What you will do: Copy only what lies from the line containing "What React, TypeScript" through the line containing "IconType; label: string;" in the entries below, keeping both end lines exact and dropping every picture.

═══ Input for this task ═══

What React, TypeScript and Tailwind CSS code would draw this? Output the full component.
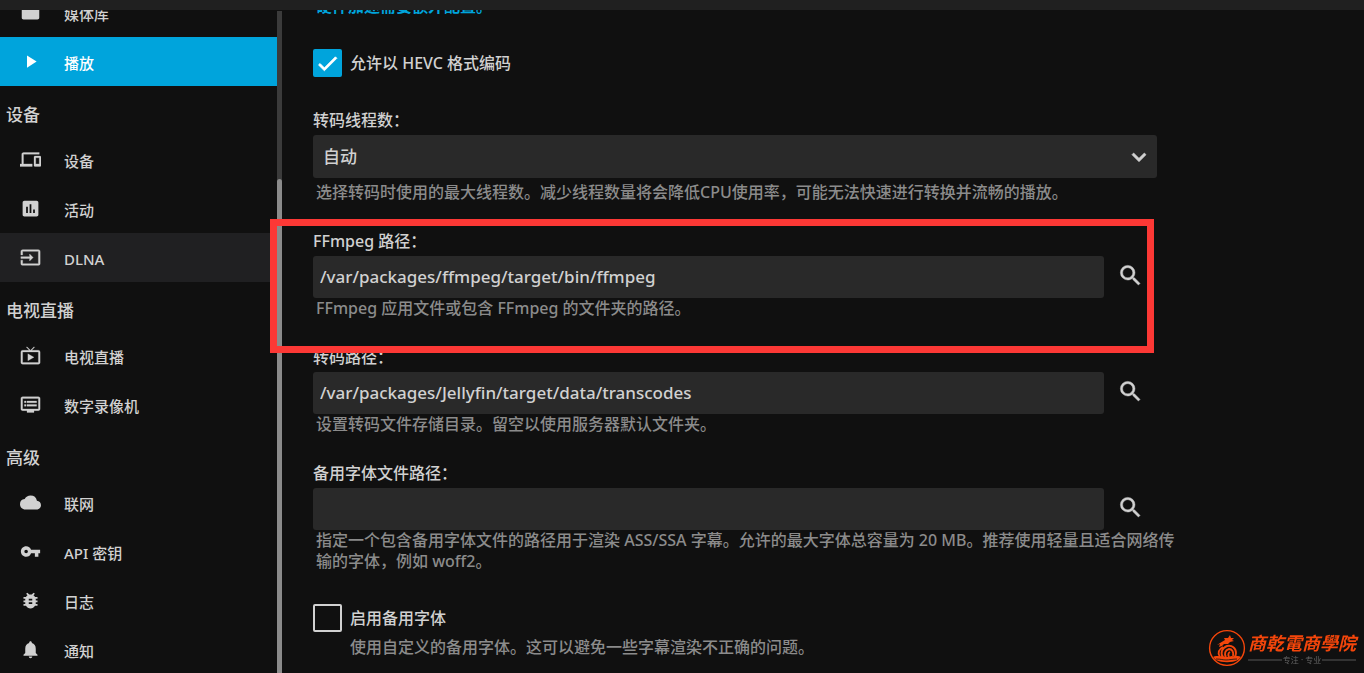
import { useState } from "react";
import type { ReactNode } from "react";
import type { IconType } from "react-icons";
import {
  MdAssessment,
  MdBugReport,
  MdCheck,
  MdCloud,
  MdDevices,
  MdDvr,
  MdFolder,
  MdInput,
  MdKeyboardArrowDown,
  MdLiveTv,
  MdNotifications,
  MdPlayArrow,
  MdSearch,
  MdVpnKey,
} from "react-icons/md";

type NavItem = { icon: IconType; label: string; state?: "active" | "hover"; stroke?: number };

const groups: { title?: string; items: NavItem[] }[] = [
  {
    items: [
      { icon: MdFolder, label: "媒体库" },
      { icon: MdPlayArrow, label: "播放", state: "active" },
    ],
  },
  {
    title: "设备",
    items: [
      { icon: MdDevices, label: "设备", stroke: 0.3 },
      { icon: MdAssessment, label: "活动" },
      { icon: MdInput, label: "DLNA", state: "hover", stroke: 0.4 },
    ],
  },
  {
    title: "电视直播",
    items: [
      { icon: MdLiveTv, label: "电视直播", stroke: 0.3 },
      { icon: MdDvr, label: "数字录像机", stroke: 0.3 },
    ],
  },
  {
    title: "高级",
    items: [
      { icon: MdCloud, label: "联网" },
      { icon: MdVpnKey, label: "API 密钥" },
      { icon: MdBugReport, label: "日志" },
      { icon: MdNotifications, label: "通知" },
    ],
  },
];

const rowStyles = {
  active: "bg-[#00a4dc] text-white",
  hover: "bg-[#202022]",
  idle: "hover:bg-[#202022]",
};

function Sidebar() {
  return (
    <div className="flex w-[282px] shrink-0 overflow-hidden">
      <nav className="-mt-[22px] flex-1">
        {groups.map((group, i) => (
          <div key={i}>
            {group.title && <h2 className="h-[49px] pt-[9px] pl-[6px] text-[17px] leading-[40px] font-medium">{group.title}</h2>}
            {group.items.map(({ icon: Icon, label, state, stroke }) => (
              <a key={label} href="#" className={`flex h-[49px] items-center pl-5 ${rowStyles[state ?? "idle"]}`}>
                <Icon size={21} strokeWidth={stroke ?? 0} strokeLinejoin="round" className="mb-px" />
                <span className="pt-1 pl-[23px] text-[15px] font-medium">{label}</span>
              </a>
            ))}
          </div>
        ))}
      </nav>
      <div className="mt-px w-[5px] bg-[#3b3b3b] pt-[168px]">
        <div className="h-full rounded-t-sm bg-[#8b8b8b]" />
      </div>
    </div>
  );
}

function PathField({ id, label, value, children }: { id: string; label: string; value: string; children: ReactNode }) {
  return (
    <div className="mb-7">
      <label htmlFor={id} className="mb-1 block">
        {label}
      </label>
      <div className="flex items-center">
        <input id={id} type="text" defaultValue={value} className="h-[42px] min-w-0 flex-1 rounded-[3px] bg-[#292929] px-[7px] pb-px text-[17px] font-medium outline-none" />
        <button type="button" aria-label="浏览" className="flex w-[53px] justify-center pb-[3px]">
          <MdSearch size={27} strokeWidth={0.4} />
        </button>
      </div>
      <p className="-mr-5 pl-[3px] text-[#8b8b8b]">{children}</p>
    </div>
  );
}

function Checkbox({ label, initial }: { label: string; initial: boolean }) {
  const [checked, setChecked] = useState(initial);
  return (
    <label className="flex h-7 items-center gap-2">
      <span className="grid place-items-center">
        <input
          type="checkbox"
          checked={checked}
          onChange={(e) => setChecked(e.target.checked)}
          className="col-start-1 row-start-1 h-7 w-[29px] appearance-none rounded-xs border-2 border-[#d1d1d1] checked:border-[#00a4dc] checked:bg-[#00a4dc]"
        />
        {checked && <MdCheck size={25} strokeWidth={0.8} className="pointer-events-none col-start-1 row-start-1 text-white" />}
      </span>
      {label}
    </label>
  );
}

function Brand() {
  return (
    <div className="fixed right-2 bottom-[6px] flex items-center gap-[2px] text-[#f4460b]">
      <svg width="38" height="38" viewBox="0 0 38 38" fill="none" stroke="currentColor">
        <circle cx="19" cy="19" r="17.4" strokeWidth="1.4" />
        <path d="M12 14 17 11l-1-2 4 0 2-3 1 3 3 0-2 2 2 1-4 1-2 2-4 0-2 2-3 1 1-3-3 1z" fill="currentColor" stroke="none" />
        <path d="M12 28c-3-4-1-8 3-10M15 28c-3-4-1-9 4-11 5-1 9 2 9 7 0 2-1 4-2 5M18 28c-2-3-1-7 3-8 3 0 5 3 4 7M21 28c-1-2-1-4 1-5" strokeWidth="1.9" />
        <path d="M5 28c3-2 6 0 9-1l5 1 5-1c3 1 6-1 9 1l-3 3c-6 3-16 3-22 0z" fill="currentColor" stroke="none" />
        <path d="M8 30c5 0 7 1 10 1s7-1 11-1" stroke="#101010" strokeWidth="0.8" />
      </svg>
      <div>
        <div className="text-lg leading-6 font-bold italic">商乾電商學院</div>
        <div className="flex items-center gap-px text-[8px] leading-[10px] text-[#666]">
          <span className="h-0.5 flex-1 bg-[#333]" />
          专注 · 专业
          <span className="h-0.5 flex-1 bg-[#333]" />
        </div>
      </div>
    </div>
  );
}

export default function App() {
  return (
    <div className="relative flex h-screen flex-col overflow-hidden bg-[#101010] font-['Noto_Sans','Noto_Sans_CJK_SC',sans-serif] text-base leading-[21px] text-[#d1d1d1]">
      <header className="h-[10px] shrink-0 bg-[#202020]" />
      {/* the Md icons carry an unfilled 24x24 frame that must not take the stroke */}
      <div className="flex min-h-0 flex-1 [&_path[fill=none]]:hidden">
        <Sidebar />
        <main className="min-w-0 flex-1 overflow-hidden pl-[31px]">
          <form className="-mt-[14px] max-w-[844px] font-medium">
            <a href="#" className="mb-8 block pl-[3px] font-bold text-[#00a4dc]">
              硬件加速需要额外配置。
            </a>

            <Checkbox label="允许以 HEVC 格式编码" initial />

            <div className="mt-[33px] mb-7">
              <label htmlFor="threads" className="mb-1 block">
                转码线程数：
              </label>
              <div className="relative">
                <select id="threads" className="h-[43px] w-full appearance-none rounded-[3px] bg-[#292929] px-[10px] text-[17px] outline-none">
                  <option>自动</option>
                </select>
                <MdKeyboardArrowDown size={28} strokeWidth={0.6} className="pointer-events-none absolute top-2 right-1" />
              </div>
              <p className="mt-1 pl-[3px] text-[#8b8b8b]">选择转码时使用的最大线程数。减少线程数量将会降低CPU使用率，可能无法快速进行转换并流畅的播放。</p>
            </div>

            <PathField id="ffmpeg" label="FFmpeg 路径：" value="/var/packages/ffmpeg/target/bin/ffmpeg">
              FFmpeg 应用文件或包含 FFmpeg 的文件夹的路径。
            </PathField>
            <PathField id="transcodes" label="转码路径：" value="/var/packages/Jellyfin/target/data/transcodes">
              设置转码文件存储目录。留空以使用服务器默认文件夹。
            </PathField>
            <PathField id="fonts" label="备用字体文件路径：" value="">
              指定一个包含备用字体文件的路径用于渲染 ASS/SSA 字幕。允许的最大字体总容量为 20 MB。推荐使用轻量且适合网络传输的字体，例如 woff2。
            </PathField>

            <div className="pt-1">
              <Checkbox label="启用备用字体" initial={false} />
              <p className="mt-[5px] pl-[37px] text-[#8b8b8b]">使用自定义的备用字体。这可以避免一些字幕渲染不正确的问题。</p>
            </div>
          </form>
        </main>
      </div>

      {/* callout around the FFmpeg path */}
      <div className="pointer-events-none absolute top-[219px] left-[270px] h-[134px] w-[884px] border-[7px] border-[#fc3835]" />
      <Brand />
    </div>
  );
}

═══
═══ Input for this task ═══

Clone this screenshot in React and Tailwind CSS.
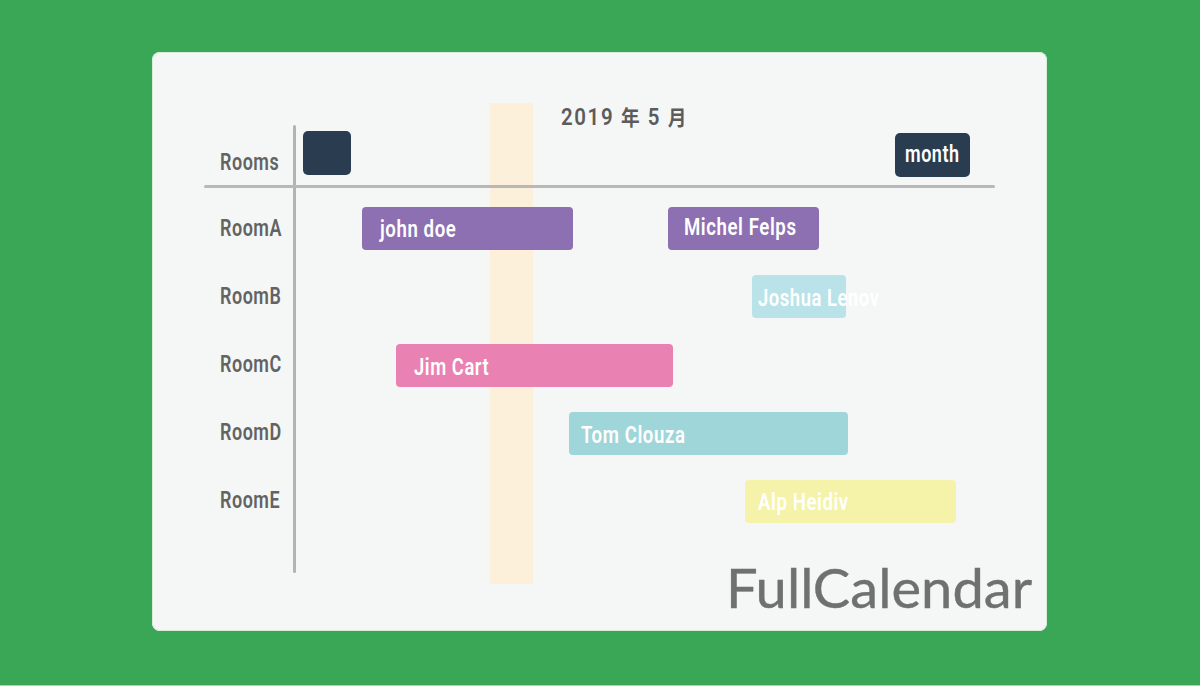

═══

Output for this task:
What React, TypeScript and Tailwind CSS code would draw this? Output the full component.
import { useState } from "react";
import type { ReactNode } from "react";
import type { IconType } from "react-icons";
import {
  MdAssessment,
  MdBugReport,
  MdCheck,
  MdCloud,
  MdDevices,
  MdDvr,
  MdFolder,
  MdInput,
  MdKeyboardArrowDown,
  MdLiveTv,
  MdNotifications,
  MdPlayArrow,
  MdSearch,
  MdVpnKey,
} from "react-icons/md";

type NavItem = { icon: IconType; label: string; state?: "active" | "hover"; stroke?: number };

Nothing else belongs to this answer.